⟨

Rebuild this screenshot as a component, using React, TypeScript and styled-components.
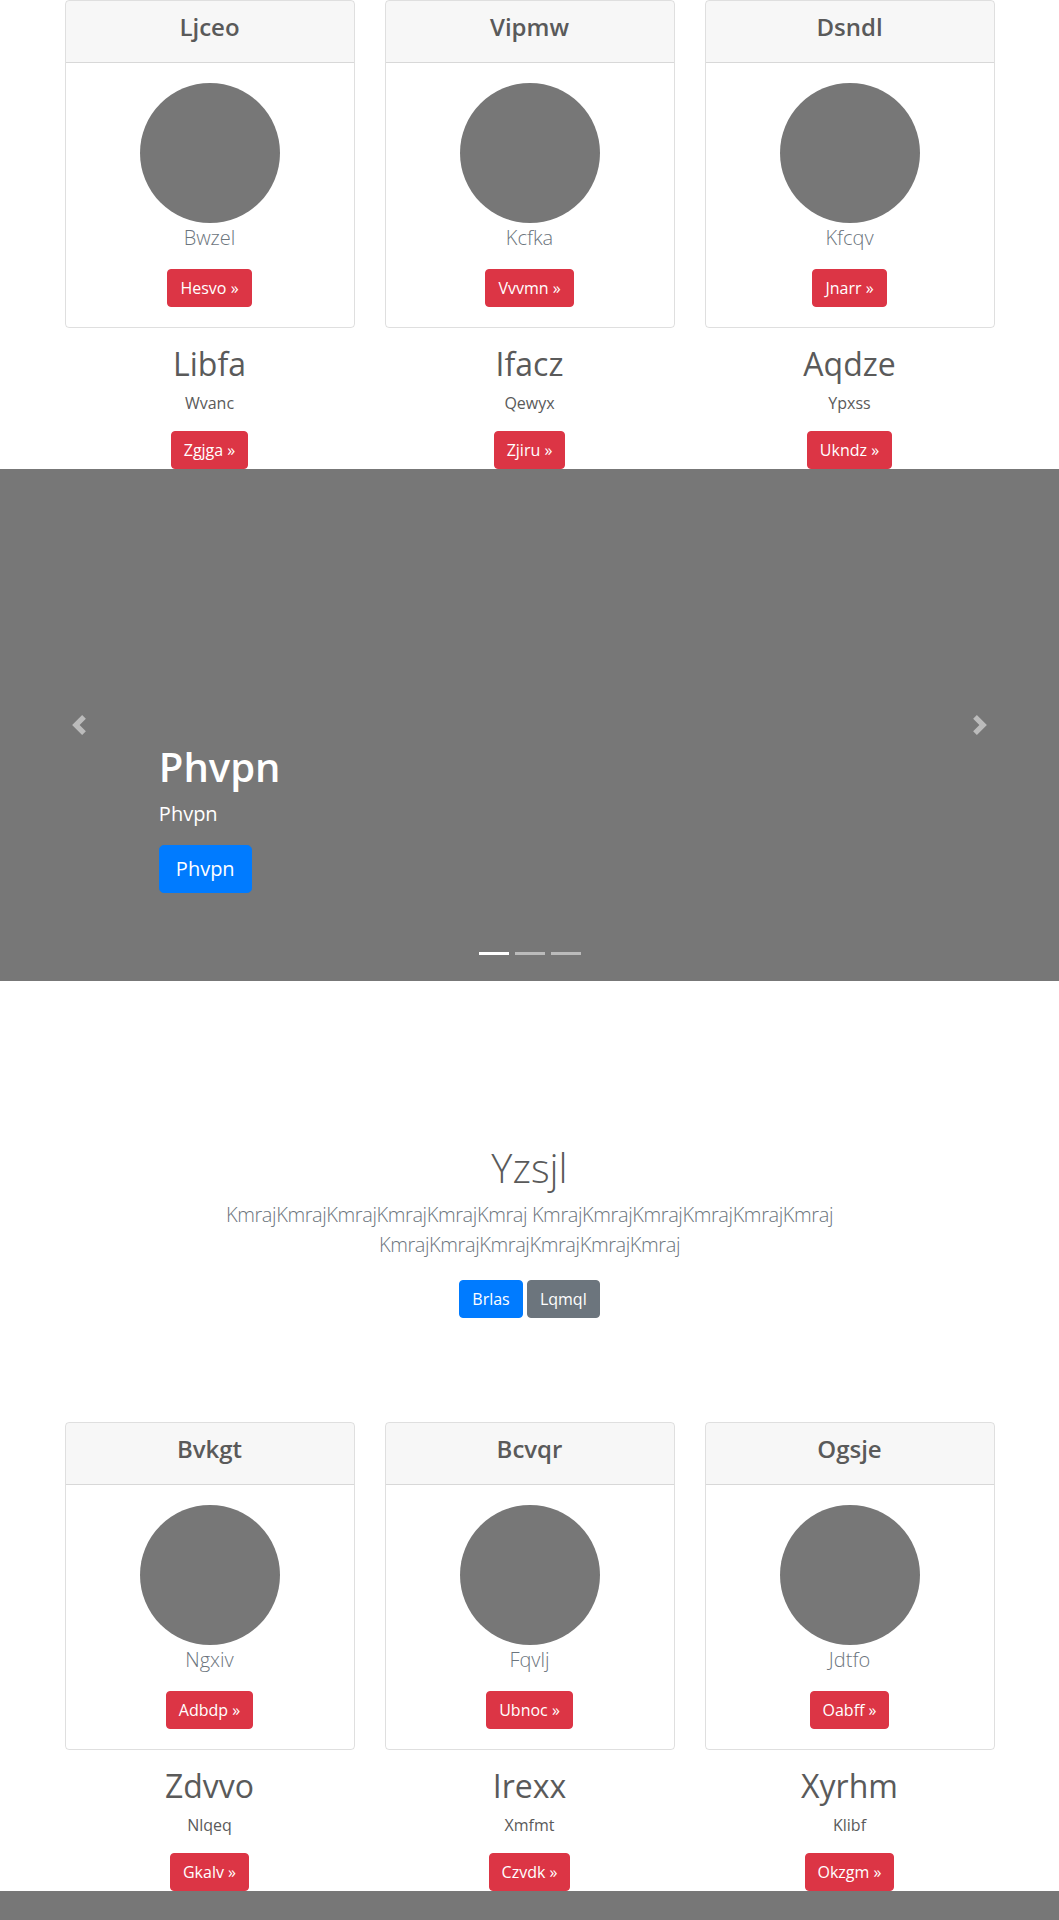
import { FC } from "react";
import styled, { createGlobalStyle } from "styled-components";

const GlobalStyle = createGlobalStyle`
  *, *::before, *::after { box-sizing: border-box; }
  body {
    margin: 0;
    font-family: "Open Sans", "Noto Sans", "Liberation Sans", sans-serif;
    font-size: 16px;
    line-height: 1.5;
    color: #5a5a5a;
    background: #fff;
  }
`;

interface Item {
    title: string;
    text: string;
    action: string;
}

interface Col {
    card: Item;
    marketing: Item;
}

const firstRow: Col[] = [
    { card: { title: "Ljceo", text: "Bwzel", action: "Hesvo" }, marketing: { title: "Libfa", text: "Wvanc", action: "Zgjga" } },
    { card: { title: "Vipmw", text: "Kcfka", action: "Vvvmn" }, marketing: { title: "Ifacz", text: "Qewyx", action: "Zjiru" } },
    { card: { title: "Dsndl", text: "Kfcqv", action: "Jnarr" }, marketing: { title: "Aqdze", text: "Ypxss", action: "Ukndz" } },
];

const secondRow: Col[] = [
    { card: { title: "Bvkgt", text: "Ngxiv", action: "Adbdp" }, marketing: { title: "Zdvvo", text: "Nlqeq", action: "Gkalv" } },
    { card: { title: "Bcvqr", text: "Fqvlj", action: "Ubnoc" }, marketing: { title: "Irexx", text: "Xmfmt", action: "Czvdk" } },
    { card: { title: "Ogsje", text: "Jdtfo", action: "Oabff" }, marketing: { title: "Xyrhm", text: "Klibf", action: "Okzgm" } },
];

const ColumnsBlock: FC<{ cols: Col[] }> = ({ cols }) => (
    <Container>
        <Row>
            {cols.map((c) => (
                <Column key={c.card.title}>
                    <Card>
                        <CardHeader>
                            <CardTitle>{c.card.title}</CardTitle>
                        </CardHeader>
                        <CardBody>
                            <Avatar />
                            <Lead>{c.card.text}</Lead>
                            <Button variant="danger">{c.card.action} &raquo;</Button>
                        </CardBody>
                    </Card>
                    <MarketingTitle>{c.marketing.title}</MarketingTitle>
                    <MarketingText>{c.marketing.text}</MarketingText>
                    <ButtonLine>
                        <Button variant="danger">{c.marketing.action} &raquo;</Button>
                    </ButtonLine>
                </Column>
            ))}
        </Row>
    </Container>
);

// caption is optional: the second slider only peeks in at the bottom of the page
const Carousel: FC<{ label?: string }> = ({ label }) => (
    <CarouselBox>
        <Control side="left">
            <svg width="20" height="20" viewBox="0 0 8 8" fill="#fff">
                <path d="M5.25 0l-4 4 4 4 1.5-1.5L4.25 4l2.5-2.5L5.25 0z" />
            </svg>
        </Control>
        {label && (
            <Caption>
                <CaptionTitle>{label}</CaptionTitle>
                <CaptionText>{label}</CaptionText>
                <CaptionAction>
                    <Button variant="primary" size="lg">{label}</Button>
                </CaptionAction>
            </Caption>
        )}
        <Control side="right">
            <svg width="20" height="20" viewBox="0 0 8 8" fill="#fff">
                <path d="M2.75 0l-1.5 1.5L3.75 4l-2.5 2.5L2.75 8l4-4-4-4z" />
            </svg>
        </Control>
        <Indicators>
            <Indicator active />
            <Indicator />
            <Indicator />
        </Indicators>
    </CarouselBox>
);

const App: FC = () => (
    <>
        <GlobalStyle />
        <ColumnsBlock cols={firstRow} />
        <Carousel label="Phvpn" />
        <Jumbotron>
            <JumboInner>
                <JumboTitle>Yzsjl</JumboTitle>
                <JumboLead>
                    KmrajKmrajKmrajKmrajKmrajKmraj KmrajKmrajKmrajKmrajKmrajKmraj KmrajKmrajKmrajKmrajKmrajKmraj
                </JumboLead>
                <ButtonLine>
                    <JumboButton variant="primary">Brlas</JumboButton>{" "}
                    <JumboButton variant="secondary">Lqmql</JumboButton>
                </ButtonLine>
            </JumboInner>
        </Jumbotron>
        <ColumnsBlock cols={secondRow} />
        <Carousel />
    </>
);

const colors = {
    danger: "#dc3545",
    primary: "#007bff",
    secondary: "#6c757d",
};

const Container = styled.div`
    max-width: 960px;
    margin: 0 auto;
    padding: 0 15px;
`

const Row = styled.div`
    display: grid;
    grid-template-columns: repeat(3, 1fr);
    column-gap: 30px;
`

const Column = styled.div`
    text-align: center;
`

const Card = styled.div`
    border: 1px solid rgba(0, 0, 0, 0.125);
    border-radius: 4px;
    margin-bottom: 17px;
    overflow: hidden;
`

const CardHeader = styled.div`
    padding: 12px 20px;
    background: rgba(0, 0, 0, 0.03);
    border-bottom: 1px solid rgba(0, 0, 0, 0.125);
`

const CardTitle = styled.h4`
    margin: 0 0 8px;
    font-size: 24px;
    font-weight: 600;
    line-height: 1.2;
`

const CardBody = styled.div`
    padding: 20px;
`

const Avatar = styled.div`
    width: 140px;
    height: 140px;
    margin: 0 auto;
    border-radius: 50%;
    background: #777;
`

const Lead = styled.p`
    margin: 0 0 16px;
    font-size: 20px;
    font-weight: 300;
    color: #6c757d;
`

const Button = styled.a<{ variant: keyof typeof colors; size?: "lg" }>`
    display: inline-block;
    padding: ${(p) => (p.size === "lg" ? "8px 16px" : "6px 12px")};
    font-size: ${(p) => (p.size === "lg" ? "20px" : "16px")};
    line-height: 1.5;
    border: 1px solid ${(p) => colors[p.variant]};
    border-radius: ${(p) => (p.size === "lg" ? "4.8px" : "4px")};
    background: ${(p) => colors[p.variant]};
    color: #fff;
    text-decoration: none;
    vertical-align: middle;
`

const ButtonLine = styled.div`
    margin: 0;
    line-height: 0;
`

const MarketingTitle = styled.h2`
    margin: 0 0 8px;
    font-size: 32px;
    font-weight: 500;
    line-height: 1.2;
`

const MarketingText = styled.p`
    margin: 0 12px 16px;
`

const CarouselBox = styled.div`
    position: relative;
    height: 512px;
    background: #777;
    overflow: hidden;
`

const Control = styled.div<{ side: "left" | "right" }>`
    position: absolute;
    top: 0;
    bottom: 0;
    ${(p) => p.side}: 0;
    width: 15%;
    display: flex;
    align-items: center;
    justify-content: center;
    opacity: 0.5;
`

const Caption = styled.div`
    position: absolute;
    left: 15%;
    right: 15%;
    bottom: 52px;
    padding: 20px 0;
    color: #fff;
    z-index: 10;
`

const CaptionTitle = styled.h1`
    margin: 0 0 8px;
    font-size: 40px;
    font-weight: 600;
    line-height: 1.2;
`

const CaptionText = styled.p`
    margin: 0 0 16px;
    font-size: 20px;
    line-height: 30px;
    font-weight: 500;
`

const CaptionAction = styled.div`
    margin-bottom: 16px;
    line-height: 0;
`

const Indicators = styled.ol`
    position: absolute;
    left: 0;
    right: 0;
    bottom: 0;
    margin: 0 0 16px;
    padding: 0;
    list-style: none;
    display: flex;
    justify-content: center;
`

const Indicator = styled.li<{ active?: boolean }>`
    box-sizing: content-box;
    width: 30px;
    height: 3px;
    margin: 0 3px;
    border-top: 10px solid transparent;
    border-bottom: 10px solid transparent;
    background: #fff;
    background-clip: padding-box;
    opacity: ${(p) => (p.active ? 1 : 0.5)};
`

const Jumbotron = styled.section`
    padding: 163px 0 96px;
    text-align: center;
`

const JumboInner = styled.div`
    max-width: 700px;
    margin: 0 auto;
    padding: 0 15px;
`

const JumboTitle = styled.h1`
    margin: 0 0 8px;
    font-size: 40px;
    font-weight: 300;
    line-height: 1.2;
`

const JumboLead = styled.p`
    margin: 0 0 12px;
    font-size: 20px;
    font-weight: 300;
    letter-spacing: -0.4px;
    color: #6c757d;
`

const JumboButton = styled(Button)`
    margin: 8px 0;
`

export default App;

⟩
⟨

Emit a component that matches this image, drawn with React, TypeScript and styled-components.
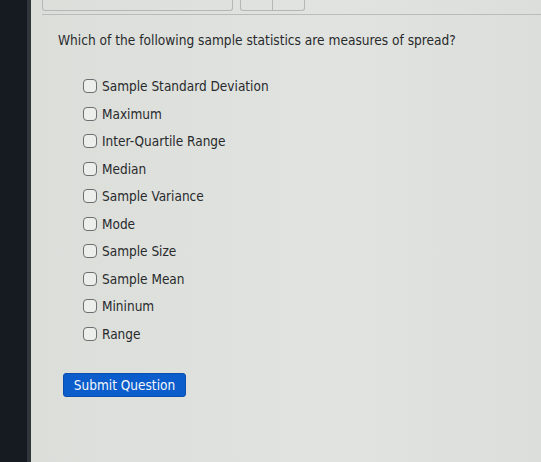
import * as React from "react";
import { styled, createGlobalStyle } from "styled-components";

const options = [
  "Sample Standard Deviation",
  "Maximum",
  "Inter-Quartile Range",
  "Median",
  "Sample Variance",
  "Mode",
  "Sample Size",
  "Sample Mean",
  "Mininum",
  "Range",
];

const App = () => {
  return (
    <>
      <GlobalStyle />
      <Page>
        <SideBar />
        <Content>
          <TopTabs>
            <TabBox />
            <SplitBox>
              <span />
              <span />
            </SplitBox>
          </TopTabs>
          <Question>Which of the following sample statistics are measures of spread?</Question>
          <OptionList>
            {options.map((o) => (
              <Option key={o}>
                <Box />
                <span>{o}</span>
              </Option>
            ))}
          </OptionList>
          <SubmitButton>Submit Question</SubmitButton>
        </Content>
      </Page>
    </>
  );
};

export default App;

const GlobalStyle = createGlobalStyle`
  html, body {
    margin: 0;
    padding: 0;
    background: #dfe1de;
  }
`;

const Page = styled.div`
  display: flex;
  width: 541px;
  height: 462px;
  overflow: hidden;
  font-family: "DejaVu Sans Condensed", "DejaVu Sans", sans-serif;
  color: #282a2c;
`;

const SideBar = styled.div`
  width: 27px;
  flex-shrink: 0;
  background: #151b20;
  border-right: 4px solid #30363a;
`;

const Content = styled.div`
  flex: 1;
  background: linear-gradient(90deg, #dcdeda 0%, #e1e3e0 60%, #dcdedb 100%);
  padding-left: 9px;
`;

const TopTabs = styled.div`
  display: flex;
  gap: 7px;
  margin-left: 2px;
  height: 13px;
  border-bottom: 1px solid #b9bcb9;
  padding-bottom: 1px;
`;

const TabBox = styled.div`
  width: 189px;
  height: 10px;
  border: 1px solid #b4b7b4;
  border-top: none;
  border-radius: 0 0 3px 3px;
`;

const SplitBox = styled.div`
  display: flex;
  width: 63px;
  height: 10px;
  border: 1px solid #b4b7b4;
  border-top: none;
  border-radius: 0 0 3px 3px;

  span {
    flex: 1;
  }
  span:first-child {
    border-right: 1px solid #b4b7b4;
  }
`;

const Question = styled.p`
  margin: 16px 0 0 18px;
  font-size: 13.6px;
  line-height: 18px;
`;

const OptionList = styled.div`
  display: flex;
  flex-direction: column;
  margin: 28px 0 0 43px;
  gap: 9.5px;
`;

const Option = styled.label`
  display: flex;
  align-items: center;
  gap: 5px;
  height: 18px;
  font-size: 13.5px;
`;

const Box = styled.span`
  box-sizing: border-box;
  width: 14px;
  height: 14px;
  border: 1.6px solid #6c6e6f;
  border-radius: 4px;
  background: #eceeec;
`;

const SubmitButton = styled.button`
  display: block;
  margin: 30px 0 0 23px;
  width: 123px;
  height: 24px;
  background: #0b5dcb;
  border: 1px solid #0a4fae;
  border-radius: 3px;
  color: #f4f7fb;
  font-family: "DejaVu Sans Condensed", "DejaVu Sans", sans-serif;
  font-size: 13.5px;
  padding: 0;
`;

⟩
⟨

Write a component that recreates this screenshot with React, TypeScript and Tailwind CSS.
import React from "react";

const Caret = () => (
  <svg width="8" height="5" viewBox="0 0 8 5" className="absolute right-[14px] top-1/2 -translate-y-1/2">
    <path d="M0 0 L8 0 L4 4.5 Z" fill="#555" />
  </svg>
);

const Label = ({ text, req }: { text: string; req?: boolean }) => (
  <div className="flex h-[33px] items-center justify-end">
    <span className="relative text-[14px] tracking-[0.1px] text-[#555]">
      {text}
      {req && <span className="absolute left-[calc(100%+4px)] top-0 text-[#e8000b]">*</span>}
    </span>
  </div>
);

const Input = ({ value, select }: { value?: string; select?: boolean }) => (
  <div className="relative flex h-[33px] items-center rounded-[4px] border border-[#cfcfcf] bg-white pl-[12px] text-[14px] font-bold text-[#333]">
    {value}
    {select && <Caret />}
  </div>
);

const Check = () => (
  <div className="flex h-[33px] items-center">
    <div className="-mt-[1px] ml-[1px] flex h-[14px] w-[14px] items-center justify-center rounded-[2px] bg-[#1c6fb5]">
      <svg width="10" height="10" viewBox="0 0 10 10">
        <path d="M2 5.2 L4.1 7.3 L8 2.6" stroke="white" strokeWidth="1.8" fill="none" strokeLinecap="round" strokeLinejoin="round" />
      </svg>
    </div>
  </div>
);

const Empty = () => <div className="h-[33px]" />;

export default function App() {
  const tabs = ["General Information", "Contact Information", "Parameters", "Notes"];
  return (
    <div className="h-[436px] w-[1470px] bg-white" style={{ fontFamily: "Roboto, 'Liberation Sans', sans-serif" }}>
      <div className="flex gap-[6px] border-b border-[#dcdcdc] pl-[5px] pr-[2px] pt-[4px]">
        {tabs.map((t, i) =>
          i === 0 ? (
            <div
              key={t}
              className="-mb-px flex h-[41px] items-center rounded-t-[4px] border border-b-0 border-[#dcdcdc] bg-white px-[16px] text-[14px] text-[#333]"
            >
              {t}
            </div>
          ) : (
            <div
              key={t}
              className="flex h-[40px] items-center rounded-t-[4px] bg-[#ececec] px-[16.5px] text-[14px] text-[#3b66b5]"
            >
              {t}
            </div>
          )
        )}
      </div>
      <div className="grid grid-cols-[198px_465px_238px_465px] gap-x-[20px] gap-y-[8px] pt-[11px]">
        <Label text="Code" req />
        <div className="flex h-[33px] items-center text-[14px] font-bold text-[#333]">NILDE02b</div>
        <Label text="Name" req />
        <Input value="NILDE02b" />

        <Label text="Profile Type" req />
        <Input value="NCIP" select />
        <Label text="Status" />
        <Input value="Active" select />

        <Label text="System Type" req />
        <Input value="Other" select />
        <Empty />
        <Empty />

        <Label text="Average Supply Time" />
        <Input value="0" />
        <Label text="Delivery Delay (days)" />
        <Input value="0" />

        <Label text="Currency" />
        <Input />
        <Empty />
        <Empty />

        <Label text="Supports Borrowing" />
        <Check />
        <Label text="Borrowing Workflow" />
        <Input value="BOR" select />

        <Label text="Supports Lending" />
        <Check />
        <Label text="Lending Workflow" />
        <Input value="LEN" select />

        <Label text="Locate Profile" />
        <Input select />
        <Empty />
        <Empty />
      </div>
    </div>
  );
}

⟩

_What you are asked to do_. Copy exactly, and only, the lines from the one containing "Write a component" through the one containing "const Empty = ()".

_Task output_.
Write a component that recreates this screenshot with React, TypeScript and Tailwind CSS.
import React from "react";

const Caret = () => (
  <svg width="8" height="5" viewBox="0 0 8 5" className="absolute right-[14px] top-1/2 -translate-y-1/2">
    <path d="M0 0 L8 0 L4 4.5 Z" fill="#555" />
  </svg>
);

const Label = ({ text, req }: { text: string; req?: boolean }) => (
  <div className="flex h-[33px] items-center justify-end">
    <span className="relative text-[14px] tracking-[0.1px] text-[#555]">
      {text}
      {req && <span className="absolute left-[calc(100%+4px)] top-0 text-[#e8000b]">*</span>}
    </span>
  </div>
);

const Input = ({ value, select }: { value?: string; select?: boolean }) => (
  <div className="relative flex h-[33px] items-center rounded-[4px] border border-[#cfcfcf] bg-white pl-[12px] text-[14px] font-bold text-[#333]">
    {value}
    {select && <Caret />}
  </div>
);

const Check = () => (
  <div className="flex h-[33px] items-center">
    <div className="-mt-[1px] ml-[1px] flex h-[14px] w-[14px] items-center justify-center rounded-[2px] bg-[#1c6fb5]">
      <svg width="10" height="10" viewBox="0 0 10 10">
        <path d="M2 5.2 L4.1 7.3 L8 2.6" stroke="white" strokeWidth="1.8" fill="none" strokeLinecap="round" strokeLinejoin="round" />
      </svg>
    </div>
  </div>
);

const Empty = () => <div className="h-[33px]" />;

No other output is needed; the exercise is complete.